Things happen in their own time and when you are ready but sometimes you just have to leap. I have this image in my head that occurs at times like these of me standing there on the edge of a cliff above some water. The water is dark blue with swirls of white, deep, deep enough that it is safe to dive into. I imagine myself jumping in feet first and the water rushing up beside me. I trust water, I like water. It's about taking that step, leaping as it were. Sometimes you just have to go for it.

Now that I am through that first pile, the one filed with potential, the one that is an idea, an intuition, a thought, made real here now through admitting it, I am moving onto the next one.

The next one is quotes. I have been collecting quotes for years in various ways. One notebook was drenched in coffee. I had spent six months recording quotes in it and the ink ran and the pages were ruined. It was a hard loss.

I also collect them in screen shots and on Pinterest.
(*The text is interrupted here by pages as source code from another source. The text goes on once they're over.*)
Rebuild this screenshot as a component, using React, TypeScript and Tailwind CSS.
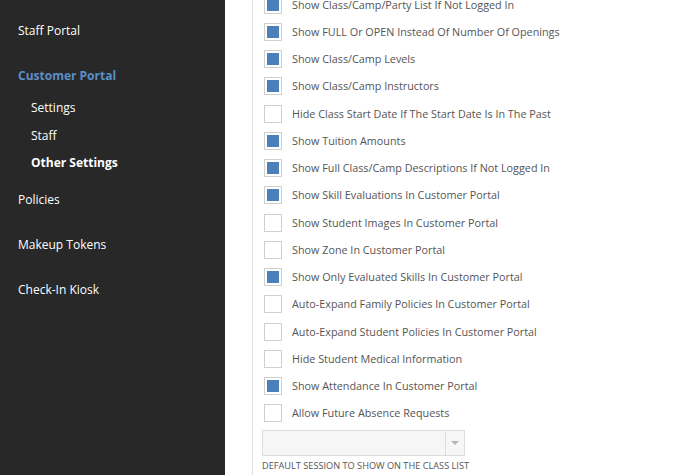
import React from 'react';

const navItems = [
  { label: 'Staff Portal' },
  {
    label: 'Customer Portal',
    active: true,
    children: [
      { label: 'Settings' },
      { label: 'Staff' },
      { label: 'Other Settings', active: true },
    ],
  },
  { label: 'Policies' },
  { label: 'Makeup Tokens' },
  { label: 'Check-In Kiosk' },
];

const options: { label: string; checked: boolean }[] = [
  { label: 'Show Class/Camp/Party List If Not Logged In', checked: true },
  { label: 'Show FULL Or OPEN Instead Of Number Of Openings', checked: true },
  { label: 'Show Class/Camp Levels', checked: true },
  { label: 'Show Class/Camp Instructors', checked: true },
  { label: 'Hide Class Start Date If The Start Date Is In The Past', checked: false },
  { label: 'Show Tuition Amounts', checked: true },
  { label: 'Show Full Class/Camp Descriptions If Not Logged In', checked: true },
  { label: 'Show Skill Evaluations In Customer Portal', checked: true },
  { label: 'Show Student Images In Customer Portal', checked: false },
  { label: 'Show Zone In Customer Portal', checked: false },
  { label: 'Show Only Evaluated Skills In Customer Portal', checked: true },
  { label: 'Auto-Expand Family Policies In Customer Portal', checked: false },
  { label: 'Auto-Expand Student Policies In Customer Portal', checked: false },
  { label: 'Hide Student Medical Information', checked: false },
  { label: 'Show Attendance In Customer Portal', checked: true },
  { label: 'Allow Future Absence Requests', checked: false },
];

const Checkbox = ({ checked }: { checked: boolean }) => (
  <span className="flex h-[18px] w-[18px] shrink-0 items-center justify-center border border-[#cfcfcf] bg-white">
    {checked && <span className="h-[12px] w-[12px] bg-[#4a7fba]" />}
  </span>
);

export default function App() {
  return (
    <div
      className="flex h-[475px] w-[673px] overflow-hidden bg-white"
      style={{ fontFamily: '"Open Sans", "Noto Sans", sans-serif' }}
    >
      <aside className="w-[225px] shrink-0 bg-[#282828] pt-[21px]">
        {navItems.map((item) => (
          <div key={item.label}>
            <div
              className={`flex h-[20px] items-center pl-[18px] text-[12px] ${
                item.active ? 'font-bold text-[#5a8fc8]' : 'text-white'
              }`}
            >
              {item.label}
            </div>
            {item.children ? (
              <div className="pt-[8.25px] pb-[13.25px]">
                {item.children.map((child) => (
                  <div
                    key={child.label}
                    className={`flex h-[27.5px] items-center pl-[31px] text-[12px] text-white ${
                      child.active ? 'font-bold' : ''
                    }`}
                  >
                    {child.label}
                  </div>
                ))}
              </div>
            ) : (
              <div className="h-[25px]" />
            )}
          </div>
        ))}
      </aside>

      <main className="w-[27px] shrink-0" />

      <section className="flex-1 border-l border-[#dedede] pl-[9px]">
        <div className="mt-[-9px]">
          {options.map((opt) => (
            <div key={opt.label} className="flex h-[27.25px] items-center gap-[10px] pl-[2px]">
              <Checkbox checked={opt.checked} />
              <span className="text-[10.8px] text-[#555555]">{opt.label}</span>
            </div>
          ))}
        </div>
        <div className="mt-[3px] flex h-[26px] w-[203px] border border-[#dcdcdc] bg-[#f6f6f6]">
          <div className="flex-1" />
          <div className="flex w-[19px] items-center justify-center border-l border-[#dcdcdc]">
            <span className="h-0 w-0 border-x-[4px] border-t-[4px] border-x-transparent border-t-[#b5b5b5]" />
          </div>
        </div>
        <div className="mt-[3px] text-[9.2px] uppercase text-[#555555]">
          Default Session To Show On The Class List
        </div>
      </section>
    </div>
  );
}
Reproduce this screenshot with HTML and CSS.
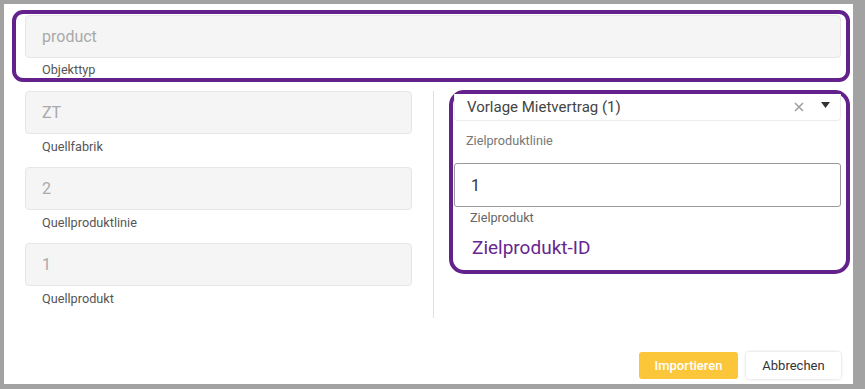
FILE: index.html
```html
<!DOCTYPE html>
<html lang="de">
<head>
    <meta charset="UTF-8">
    <meta name="viewport" content="width=device-width, initial-scale=1.0">
    <title>Import</title>
    <link rel="stylesheet" href="styles.css">
</head>
<body>
    <div class="dialog">
        <div class="mark mark-top">
            <div class="field-box">product</div>
            <div class="field-label">Objekttyp</div>
        </div>

        <div class="columns">
            <div class="col col-left">
                <div class="field-box">ZT</div>
                <div class="field-label">Quellfabrik</div>

                <div class="field-box">2</div>
                <div class="field-label">Quellproduktlinie</div>

                <div class="field-box">1</div>
                <div class="field-label">Quellprodukt</div>
            </div>

            <div class="col col-right">
                <div class="mark mark-right">
                    <div class="select">
                        <span class="select-value">Vorlage Mietvertrag (1)</span>
                        <svg class="select-clear" width="10" height="10" viewBox="0 0 10 10">
                            <path d="M1 1 L9 9 M9 1 L1 9" stroke="#a0a0a0" stroke-width="1.6" fill="none"/>
                        </svg>
                        <svg class="select-arrow" width="9" height="6" viewBox="0 0 9 6">
                            <path d="M0 0 H9 L4.5 6 Z" fill="#333"/>
                        </svg>
                    </div>
                    <div class="target-label">Zielproduktlinie</div>
                    <input type="text" class="target-input" value="1">
                    <div class="target-sub">Zielprodukt</div>
                    <div class="target-id">Zielprodukt-ID</div>
                </div>
            </div>
        </div>

        <div class="actions">
            <button class="btn btn-primary">Importieren</button>
            <button class="btn btn-cancel">Abbrechen</button>
        </div>
    </div>
</body>
</html>
```

FILE: styles.css
```css
body {
    margin: 0;
    background-color: #a2a2a2;
    font-family: Roboto, "Liberation Sans", Arial, sans-serif;
}
.dialog {
    box-sizing: border-box;
    width: 849px;
    height: 380px;
    margin: 4px 0 0 4px;
    padding: 6px 12px 5px 21px;
    background: white;
    display: flex;
    flex-direction: column;
}
.mark {
    border: 4px solid #65218b;
    border-radius: 11px;
}
.mark-top {
    margin: 0 -9px 0 -13px;
    padding: 1px 5px 1px 9px;
}
.field-box {
    box-sizing: border-box;
    height: 43px;
    padding: 0 16px;
    line-height: 41px;
    font-size: 16px;
    color: #a9a9a9;
    background-color: #f5f5f5;
    border: 1px solid #e6e6e6;
    border-radius: 4px;
}
.field-label {
    margin: 6px 0 13px 17px;
    font-size: 12.7px;
    line-height: 14px;
    color: #555;
}
.mark-top .field-label {
    margin-top: 5px;
    margin-bottom: 0;
}
.columns {
    display: flex;
    margin-top: 9px;
    height: 227px;
}
.col {
    flex: 1;
}
.col-left {
    padding-right: 21px;
}
.col-right {
    border-left: 1px solid #e0e0e0;
    padding-left: 20px;
}
.mark-right {
    margin: -1px -9px 0 -5px;
    padding: 0 5px 11px 1px;
    border-radius: 15px;
}
.select {
    box-sizing: border-box;
    height: 27px;
    display: flex;
    align-items: center;
    padding: 0 10px 0 12px;
    background: white;
    border: 1px solid #ececec;
    border-top: none;
    border-radius: 0 0 4px 4px;
}
.select-value {
    flex: 1;
    font-size: 15px;
    color: #444;
}
.select-clear {
    margin-right: 17px;
}
.select-arrow {
    margin-top: -4px;
}
.target-label {
    margin: 12px 0 14px 12px;
    font-size: 12.7px;
    line-height: 16px;
    color: #777;
}
.target-input {
    display: block;
    box-sizing: border-box;
    width: 100%;
    height: 44px;
    margin: 0;
    padding: 0 16px;
    font-family: inherit;
    font-size: 16px;
    color: #333;
    border: 1px solid #9a9a9a;
    border-radius: 3px;
    outline: none;
}
.target-sub {
    margin: 4px 0 0 16px;
    font-size: 12.7px;
    line-height: 14px;
    color: #666;
}
.target-id {
    margin: 11px 0 0 18px;
    font-size: 19px;
    line-height: 23px;
    color: #68268f;
}
.actions {
    margin-top: auto;
    display: flex;
    justify-content: flex-end;
    gap: 8px;
}
.btn {
    height: 27px;
    border: none;
    border-radius: 3px;
    font-family: inherit;
    font-size: 13px;
    cursor: pointer;
}
.btn-primary {
    width: 99px;
    background-color: #fcc63b;
    color: white;
    font-weight: 500;
}
.btn-cancel {
    width: 95px;
    background: white;
    color: #333;
    box-shadow: 0 0 3px rgba(0,0,0,0.2);
}
```
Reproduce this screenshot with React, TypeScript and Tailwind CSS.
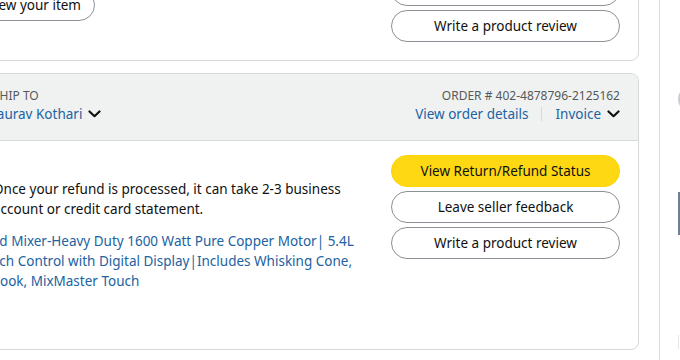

Written on pieces of paper that are different sizes, shoved into bins, sorted. Some of the quotes may become things, some of them just make me happy. I've been typing them up in the morning. It's a nice way to start the day. Sit down with beautiful and inspiring words. That article you read, that book you love, words to live by.

Words. Stories. Ideas. Ways of life.

My first love was otters, water, nature. There was always art, more a tendency and a longing than a love. It seemed forbidden. My mother tried to crush it out of me every chance she got. It still feels a bit that way. Something that's there but that society would rather wasn't.

My second love was writing. I finished reading Politics and the English Language by George Orwell yesterday. It's one of those short beautiful books. At the end they list other books you can buy from the series. One of them is Some Thoughts on the Common Toad. Just reading the name of that essay and knowing it's available on it's own moves me, it reaches back to me in grade nine reading the essay for the first time. It's simple and beautiful and it made me want to be a writer. Not in a vague, abstract way but in a while reading it I decided that I wanted to be a reader way. That essay changed my life.

So these quotes. They keep me going when I desperately need a reason to not lose hope. They remind me of how I want to live. They distract me when I should be doing other things. I look at my photos and I see the life I've lived, the places I've gone. It's the same with these quotes. If you want to know who I am and how I've spent my time on this earth you need go no further than my Excel spreadsheet of quotes.

Yesterday I finished Ten Years in the Tub by Nick Hornby as part of my effort to finish books I've started now that the year is drawing to a close — I have about twenty of them so if I don't start now I'll never get there. It was an overly long book that made me feel like I wasn't getting enough reading done a lot of the time. Once I got near the end I let go of that. Nick Hornby is clever and I picked it off the library shelf for a reason. There was one passage where he was saying something about humans being flawed and imperfect and how we make a mess of life. It wasn't awkward, it wasn't that dark or sad, it just was because it is. It was easy and true. I'd like to be able to say that. Instead of having the lostness and the sadness and the disappointment at the state of things be dark and annoying and unpleasant I'd like it to be clever and easy and obvious the way it only seems to be in the pages of a book.

Whenever I need them books are there for me. They say things I can't say. They say things none of my friends can understand. They have been there for me no matter what, unjudging and steadfast. They remind me of where I've come from and where I want to go. They provide an escape when I desperately need one and a calm place to rest for a few minutes when I have a break.

Words, stories, ideas, quotes. Who knew that spending your mornings entering words from various bits of paper could be so inspiring.